After a slow cautious advance along this doubtful path, we perceived that the thin edge of the cataract towards which we were advancing shot out from the rock, and left a space between its inner surface and a black shining wall which it was quite possible to enter. There was no wind, the day was dull and raw, but the downright rush of the water created a whirling current of air close to it which almost whisked away the breath; and a vapour of snow, fine sleet, and watery particles careered round the entrance to the recess, which no water kelpie would be venturesome or lonesome enough to select, except in the height of the season.
On we thus went, more and more slowly and cautiously, over the polished ice and rock, till at last we had fairly got behind the cataract, and enjoyed the pleasure of seeing the solid wall of water falling, falling, falling, with the grand monotony of eternity, so nigh that one fancied he could almost touch it with his hand. When last I was here, it was possible to have got as far as a ledge called Termination Rock; but the ice had accumulated to such an extent that the guide declared the attempt to do so would be impracticable or dangerous, and indeed where we stood was not particularly safe at the moment. As I was in the cave, gazing at the downpoured ruin of waters with a sense of security as great as that of a trout in a mill-race, an icicle from the cliff above cracked on the rocks outside, and threw its fragments inside the passage. I own the desire I had to get on still further and pierce in behind the cataract, where its volume was denser, was greater than the gratification I derived from getting so far. But we had reached our ultima thule, and, with many a lingering look, retraced our steps—now and then halting to contend the better with the gusts from the falls, which threaten to sweep one from the ledge. If the foot once slipped, I cannot conceive a death more rapid: life would die out with the thought, “I am in the abyss!” ere a cry could escape.

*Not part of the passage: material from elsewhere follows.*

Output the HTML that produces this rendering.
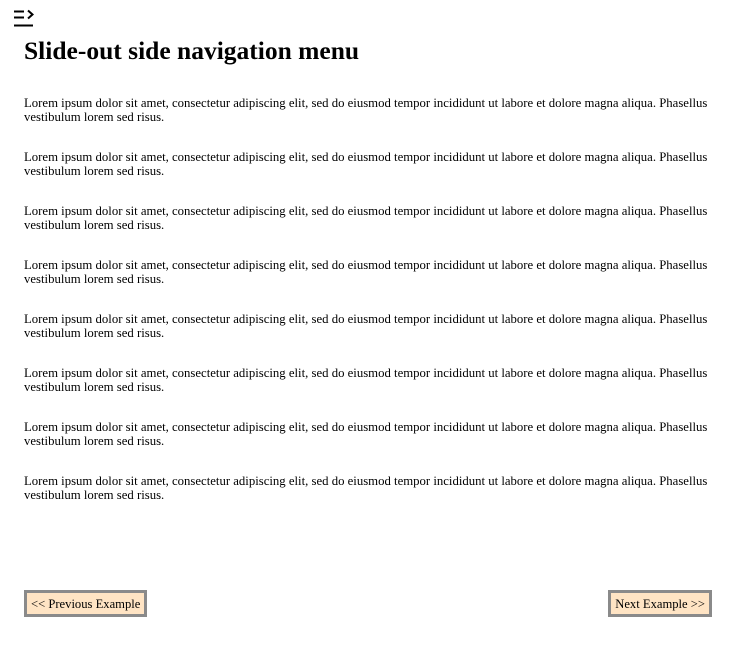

Whilst returning, another icicle fell near at hand; therefore it is my humble opinion that going to Termination Rock in winter is not safe except in hard frost, the safer plan being not to go at all. And yet no one has ever been swept or has slipped in, I believe, and so there is a new sensation to be had very easily. The path on our return seemed worse than it was on our going—a very small slippery ridge indeed between us and the gulf; but danger there can be but little. As we emerged from the wooden pillar we submitted to a photographer for our portraits in waterproof.
Poor man! In summer he has a harvest, perhaps; in winter he gleans his corn with toil and sorrow, making scenes for stereoscopes. I am not aware that we omitted anything proper to be done; for we purchased feather fans—the griffs did—and beadwork and other “mementoes of the Falls,” which are certainly not selected for any apposite quality. As if the Falls needed a bunch of feathers and beads to keep them in remembrance! Well, many a time has a lock of hair, a withered flower, the feeblest little atom of substantial matter, been given as memento ere now, and done its office well.
As I passed by Clifton House on my return to the American side, I observed a solitary figure in a blue overcoat and brass buttons, pacing rapidly up and down under cover of the verandah. Who on earth could it be? It can’t be—yes it is—it is, indeed, our excellent guardian of British customs rights and revenues—good Mr. ——. The kindly old Scotchman stares in surprise when he hears his name from an unknown passer-by, but in a moment he remembers our brief acquaintance in summer time. Every one who knows him would, I am sure, be glad, with me, to hear that some better post were got for Mr. —— in his old age than that of watching smugglers on the waters of the St. Lawrence, below Niagara.
After a brief interview, we proceeded on our way, and continued our explorations. Due honour was paid to the Rapids, Bath Island, Goat Island, the Cave of the Winds, Prospect Tower, and all the water lions of the place, though rain and sleet fell at intervals all the time when there was no snow.
When the Prince was here he laid the last stone of the obelisk which marks the place where Brock was killed, in the successful action against the Americans at Queenstown in 1812. The present monument to that general is certainly in as good taste as most British designs of the sort, and seems but little open to the censure I have heard directed against it. Its predecessor was so atrociously bad, that some gentleman of fine feelings in art, who was probably an American and a Canadian patriot as well, blew it up some years ago.
There are not wanting at the present time many men in Canada of the same stuff as Brock and his men. It is astonishing to find the easy and universal conviction prevailing in the minds of Americans, contrary to their experience, that the conquest of Canada would be one of the most natural and facile feats in the world.
Except in their first war, when they displayed energy and skill in the attack on Quebec, the active operations of the Republicans in Canada were not marked by any military excellence, notwithstanding the very hard fights which took place, but they showed themselves most formidable opponents when they were attacked in position.